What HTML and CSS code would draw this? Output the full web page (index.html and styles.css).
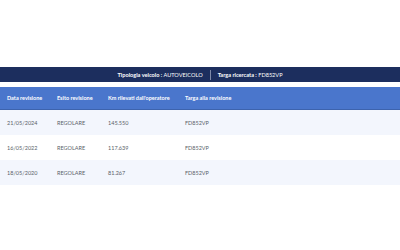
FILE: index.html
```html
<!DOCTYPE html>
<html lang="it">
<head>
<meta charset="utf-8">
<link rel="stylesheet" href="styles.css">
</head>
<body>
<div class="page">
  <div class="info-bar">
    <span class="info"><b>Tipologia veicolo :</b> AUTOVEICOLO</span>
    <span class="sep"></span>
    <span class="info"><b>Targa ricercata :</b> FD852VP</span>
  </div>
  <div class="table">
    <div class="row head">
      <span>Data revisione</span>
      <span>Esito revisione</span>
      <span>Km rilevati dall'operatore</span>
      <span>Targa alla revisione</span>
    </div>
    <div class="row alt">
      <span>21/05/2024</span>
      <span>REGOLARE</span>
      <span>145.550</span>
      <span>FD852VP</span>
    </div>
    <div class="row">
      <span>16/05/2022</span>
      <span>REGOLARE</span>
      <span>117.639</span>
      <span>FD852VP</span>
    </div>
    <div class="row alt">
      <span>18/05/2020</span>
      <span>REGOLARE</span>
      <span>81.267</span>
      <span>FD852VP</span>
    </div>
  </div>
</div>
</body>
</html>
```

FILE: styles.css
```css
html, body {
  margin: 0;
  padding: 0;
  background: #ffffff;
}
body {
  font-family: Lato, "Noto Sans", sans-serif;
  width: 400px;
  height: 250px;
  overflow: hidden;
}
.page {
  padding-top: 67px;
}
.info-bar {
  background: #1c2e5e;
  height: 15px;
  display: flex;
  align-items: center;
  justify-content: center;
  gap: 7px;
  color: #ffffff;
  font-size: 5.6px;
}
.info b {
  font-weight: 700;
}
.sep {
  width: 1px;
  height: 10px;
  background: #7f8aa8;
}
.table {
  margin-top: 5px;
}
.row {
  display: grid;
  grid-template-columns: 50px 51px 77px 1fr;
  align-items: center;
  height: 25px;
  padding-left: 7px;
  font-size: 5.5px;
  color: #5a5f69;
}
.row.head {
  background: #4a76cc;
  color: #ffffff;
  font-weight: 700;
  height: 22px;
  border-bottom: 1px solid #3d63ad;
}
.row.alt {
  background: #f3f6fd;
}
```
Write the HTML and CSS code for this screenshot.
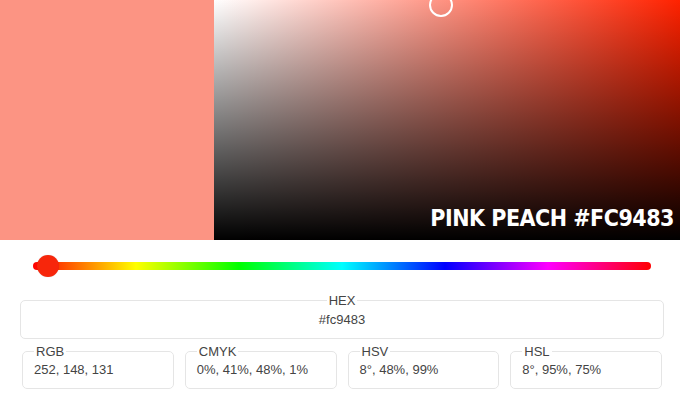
:::::
Copy each line above containing the string "this".

— Problem solution —
What HTML and CSS code would draw this? Output the full web page (index.html and styles.css).
Write the HTML and CSS code for this screenshot.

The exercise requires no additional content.